2. Multi-armed Bandit

2.1. Summary of the Bandit Problem

The multi-armed bandit problem encapsulates a fundamental challenge in decision-making under uncertainty, requiring a balance between exploiting known rewards and exploring unknown possibilities. This dilemma is analogized to a gambler facing several slot machines, each with its own set of rewards distributed according to unknown probabilities. The gambler must choose which machine to play (or arm to pull), with the goal of maximizing their total payoff over time. This pursuit is complicated by the fact that each choice not only offers the chance for immediate reward but also serves as a learning opportunity that could inform better decisions in the future. The concept of 'regret' in this context is the difference between the rewards obtained and the rewards that would have been obtained by always choosing the best arm. Strategies, or 'policies,' for MAB problems, aim to navigate this exploration versus exploitation trade-off efficiently, leveraging historical data to inform future pulls while mitigating the potential for missed opportunities and unnecessary losses. [1].

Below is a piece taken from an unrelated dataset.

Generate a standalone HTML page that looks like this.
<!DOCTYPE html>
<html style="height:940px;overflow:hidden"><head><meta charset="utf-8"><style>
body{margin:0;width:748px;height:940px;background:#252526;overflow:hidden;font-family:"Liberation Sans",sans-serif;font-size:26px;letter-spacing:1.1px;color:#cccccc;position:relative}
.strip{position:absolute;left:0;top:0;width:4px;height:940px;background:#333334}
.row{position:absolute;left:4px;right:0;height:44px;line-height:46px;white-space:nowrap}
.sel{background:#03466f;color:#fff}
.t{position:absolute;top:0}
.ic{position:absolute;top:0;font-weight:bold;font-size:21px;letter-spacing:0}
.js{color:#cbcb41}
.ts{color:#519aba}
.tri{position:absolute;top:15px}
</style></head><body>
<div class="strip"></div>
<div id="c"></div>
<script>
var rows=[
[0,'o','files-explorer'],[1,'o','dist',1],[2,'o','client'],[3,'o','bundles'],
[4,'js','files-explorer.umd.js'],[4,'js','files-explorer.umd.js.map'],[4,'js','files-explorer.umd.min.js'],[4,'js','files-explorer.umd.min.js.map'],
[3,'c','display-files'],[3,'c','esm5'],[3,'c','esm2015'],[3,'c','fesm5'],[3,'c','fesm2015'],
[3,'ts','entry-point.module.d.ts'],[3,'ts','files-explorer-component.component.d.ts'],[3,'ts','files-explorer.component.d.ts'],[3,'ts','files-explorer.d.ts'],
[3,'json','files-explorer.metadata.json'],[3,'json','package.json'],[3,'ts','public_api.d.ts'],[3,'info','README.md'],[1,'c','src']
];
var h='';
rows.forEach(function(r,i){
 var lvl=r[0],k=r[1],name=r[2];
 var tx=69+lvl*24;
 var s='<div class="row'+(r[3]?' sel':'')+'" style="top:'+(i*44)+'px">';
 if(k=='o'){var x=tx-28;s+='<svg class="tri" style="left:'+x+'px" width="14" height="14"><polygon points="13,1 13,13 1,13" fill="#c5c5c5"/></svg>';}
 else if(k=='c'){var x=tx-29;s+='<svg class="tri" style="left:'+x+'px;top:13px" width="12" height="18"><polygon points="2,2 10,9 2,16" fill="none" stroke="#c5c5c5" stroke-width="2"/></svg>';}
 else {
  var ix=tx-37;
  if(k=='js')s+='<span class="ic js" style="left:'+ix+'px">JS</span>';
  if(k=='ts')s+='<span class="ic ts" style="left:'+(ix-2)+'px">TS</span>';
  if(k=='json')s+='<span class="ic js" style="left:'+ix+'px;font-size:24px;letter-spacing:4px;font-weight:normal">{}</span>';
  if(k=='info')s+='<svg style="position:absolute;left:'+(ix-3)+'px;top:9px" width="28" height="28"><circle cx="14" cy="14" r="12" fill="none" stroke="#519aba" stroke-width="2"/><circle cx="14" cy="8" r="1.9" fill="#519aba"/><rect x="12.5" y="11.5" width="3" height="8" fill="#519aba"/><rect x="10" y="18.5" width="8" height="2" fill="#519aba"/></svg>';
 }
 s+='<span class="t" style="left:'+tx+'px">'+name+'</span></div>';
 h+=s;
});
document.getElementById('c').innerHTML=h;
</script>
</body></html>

In the realm of recommender systems, the application of Multi-Armed Bandit algorithms represents a departure from classical collaborative filtering techniques, standing out for their dynamic, performance-oriented decision-making process. At the core, MAB algorithms tackle the exploration-exploitation dilemma—whether to recommend items with known high user preference (exploitation) or to suggest new items whose performance is uncertain (exploration). This section will explore the nuances and current applications of four quintessential MAB algorithms: Epsilon Greedy, Explore Then Commit, Upper Confidence Bound (UCB1), and Thompson Sampling [2].

2.2. MAB Algorithms

Epsilon Greedy is the simplest of the MAB algorithms, renowned for its straightforward approach that allows for a predetermined proportion of exploration. It operates by typically suggesting the best-known option, but with a small probability (epsilon), it will randomly recommend an alternative to the user. This algorithm’s simplicity is also its drawback, as it does not adjust its exploration rate over time, which can be inefficient in adapting to a user’s evolving preferences. [3]

The Explore Then Commit algorithm segments the decision-making process into two distinct phases. Initially, it dedicates a set period for exploration, gathering data on user preferences. Once this phase concludes, it commits to the best-performing option. The challenge with ETC is determining the optimal duration of the exploration phase—a misestimation can either lead to premature commitment or excessive exploration [4].

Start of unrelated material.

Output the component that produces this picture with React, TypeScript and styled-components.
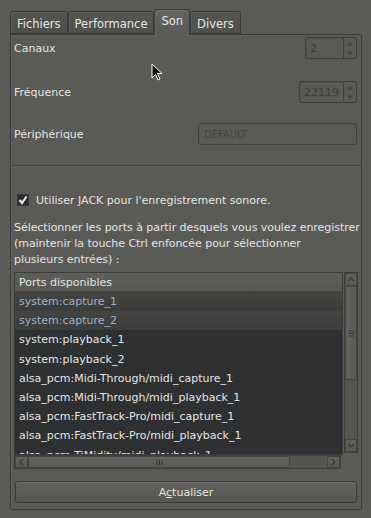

Upper Confidence Bound, on the other hand, introduces a more sophisticated balance between exploration and exploitation by incorporating uncertainty in its decision-making. It calculates a confidence interval for the estimated value of each option and preferentially selects options with higher upper confidence bounds. This allows UCB1 to naturally decrease exploration over time as it becomes more certain about user preferences, making it more adaptable to user behavior than Epsilon Greedy or ETC [5].

Thompson Sampling, often hailed for its efficiency, utilizes a probabilistic approach. It models the problem using Bayesian inference, creating a distribution of probabilities for the likelihood that each option is optimal. Selections are made based on random draws from these distributions, inherently balancing exploration and exploitation by considering both the success rate and the uncertainty of each option. Its strength lies in its ability to continuously update these distributions with new data, providing a highly responsive and personalized user experience [6].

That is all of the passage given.